Seperti halnya : duduk diatas bantal akan menyebabkan bisulan, menyapu tidak bersih suaminya akan brewokan, membawa batu kerikil akan menghambat bab,dan masih banyak jenis mitos wacana yang telah diingat oleh masyarakat khusus pulau Jawa. Sebaiknya kita tetap menghargai mitos itu dengan maksud pengenalan ciri khas kultur yang ada di daerah kita. Mitos memang tidak boleh diimani namun tidak boleh juga disepelekan atau dibuat main – main.

Peradaban sekarang yang semakin liberal. Perlu adanya filter dari masyarakat pulau Jawa untuk menjaga budaya yang kian asing bagi generasi kita. Penggunaan gadget berlebihan akan menimbulkan kalangan muda bersifat subjektif tanpa melakukan pengamalan yang normatif terhadap bacaan yang diperoleh dari media sosial.
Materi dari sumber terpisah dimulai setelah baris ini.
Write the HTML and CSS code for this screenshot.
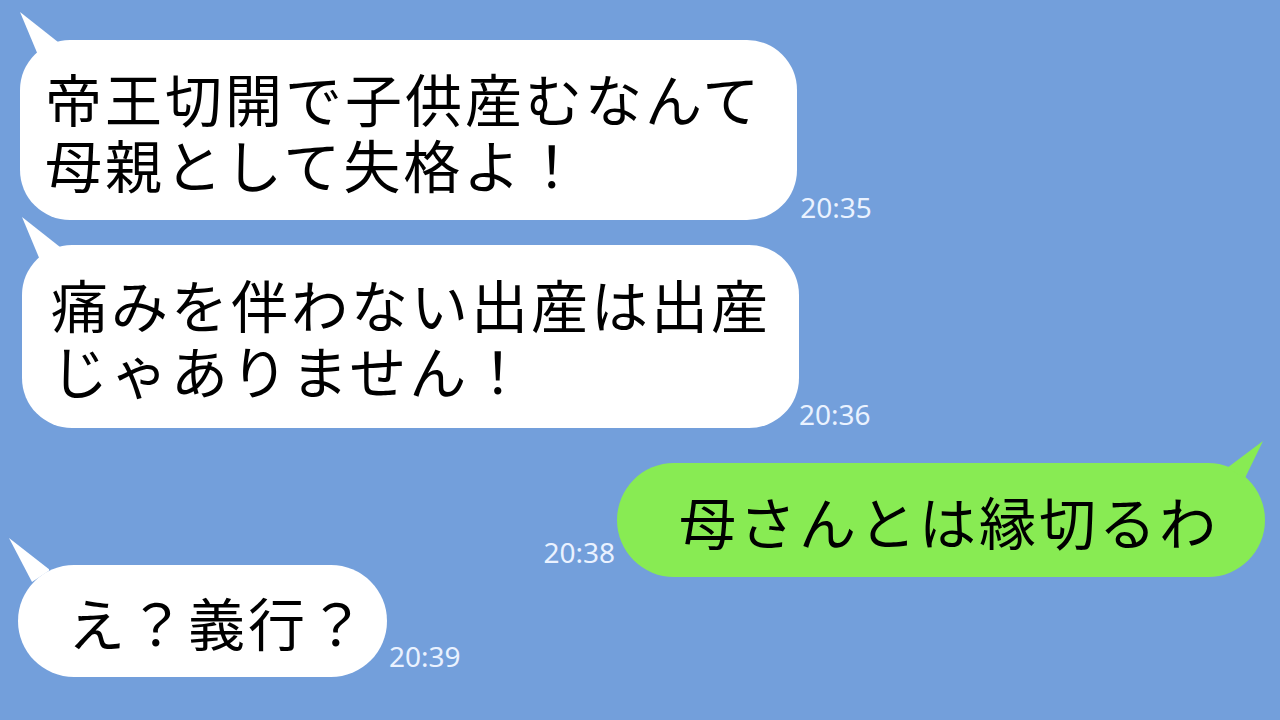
FILE: index.html
```html
<!DOCTYPE html>
<html lang="ja">
<head>
<meta charset="utf-8">
<link rel="stylesheet" href="styles.css">
</head>
<body>
<main class="chat">
  <div class="row row-1">
    <div class="bubble in b1">帝王切開で子供産むなんて<br>母親として失格よ！</div>
    <span class="time t1">20:35</span>
  </div>
  <div class="row row-2">
    <div class="bubble in b2">痛みを伴わない出産は出産<br>じゃありません！</div>
    <span class="time t2">20:36</span>
  </div>
  <div class="row row-3 out-row">
    <span class="time t3">20:38</span>
    <div class="bubble out b3">母さんとは縁切るわ</div>
  </div>
  <div class="row row-4">
    <div class="bubble in b4">え？義行？</div>
    <span class="time t4">20:39</span>
  </div>
</main>
</body>
</html>
```
FILE: styles.css
```css
html, body {
  margin: 0;
  padding: 0;
}
body {
  width: 1280px;
  height: 720px;
  overflow: hidden;
  background: #739fdb;
  font-family: "Noto Sans CJK JP", "Noto Sans", sans-serif;
}
.chat {
  display: flex;
  flex-direction: column;
}
.row {
  display: flex;
  align-items: flex-end;
}
.out-row {
  justify-content: flex-end;
}
.row-1 { margin-top: 40px; }
.row-2 { margin-top: 25px; }
.row-3 { margin-top: 35px; }
.row-4 { margin-top: -12px; }

.bubble {
  position: relative;
  font-size: 57px;
  letter-spacing: 3px;
  line-height: 66px;
  color: #000;
  white-space: nowrap;
}
.bubble.in { background: #fff; }
.bubble.out { background: #88eb53; }

.bubble::before {
  content: "";
  position: absolute;
  background: inherit;
}
.bubble.in::before {
  left: 0;
  top: -28px;
  width: 40px;
  height: 45px;
  clip-path: polygon(0 0, 18px 43px, 38px 30px);
}
.bubble.out::before {
  right: 0;
  top: -22px;
  width: 40px;
  height: 40px;
  clip-path: polygon(38px 0, 2px 27px, 20px 37px);
}

.b1 {
  margin-left: 20px;
  padding: 24px 35px 24px 25px;
  border-radius: 50px;
}
.b2 {
  margin-left: 22px;
  padding: 25px 28px 26px 29px;
  border-radius: 50px;
}
.b2::before { left: 3px; top: -27px; }
.b3 {
  margin-right: 15px;
  padding: 24px 46px 24px 62px;
  border-radius: 57px;
}
.b4 {
  margin-left: 18px;
  padding: 23px 19px 23px 50px;
  border-radius: 56px;
}
.b4.in::before {
  left: -9px;
  top: -27px;
  clip-path: polygon(0 0, 23px 44px, 41px 32px);
}

.time {
  font-family: "Noto Sans", "DejaVu Sans", sans-serif;
  font-size: 28px;
  line-height: 28px;
  color: #eaf2ff;
  white-space: nowrap;
}
.t1 { margin-left: 3px; margin-bottom: -1px; }
.t2 { margin-left: 0; margin-bottom: 0; }
.t3 { margin-right: 2px; margin-bottom: 11px; }
.t4 { margin-left: 2px; margin-bottom: 7px; }
```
Keterlibatan individu untuk melestarikan budaya daerah kurang totalitas. Padahal dengan budaya dapat membukakan kita jalan dalam menempuh berbagai aspek. Seperti mengoptimalkan aspek sosial, ekonomi dan politik melalui kultur budaya dapat mempermudah jangkauan kita meraih kesuksesan. Oleh karena itu, lestarikan seni dan budaya didaerah kita dengan berpariwisata serta berkontribusi secara nyata.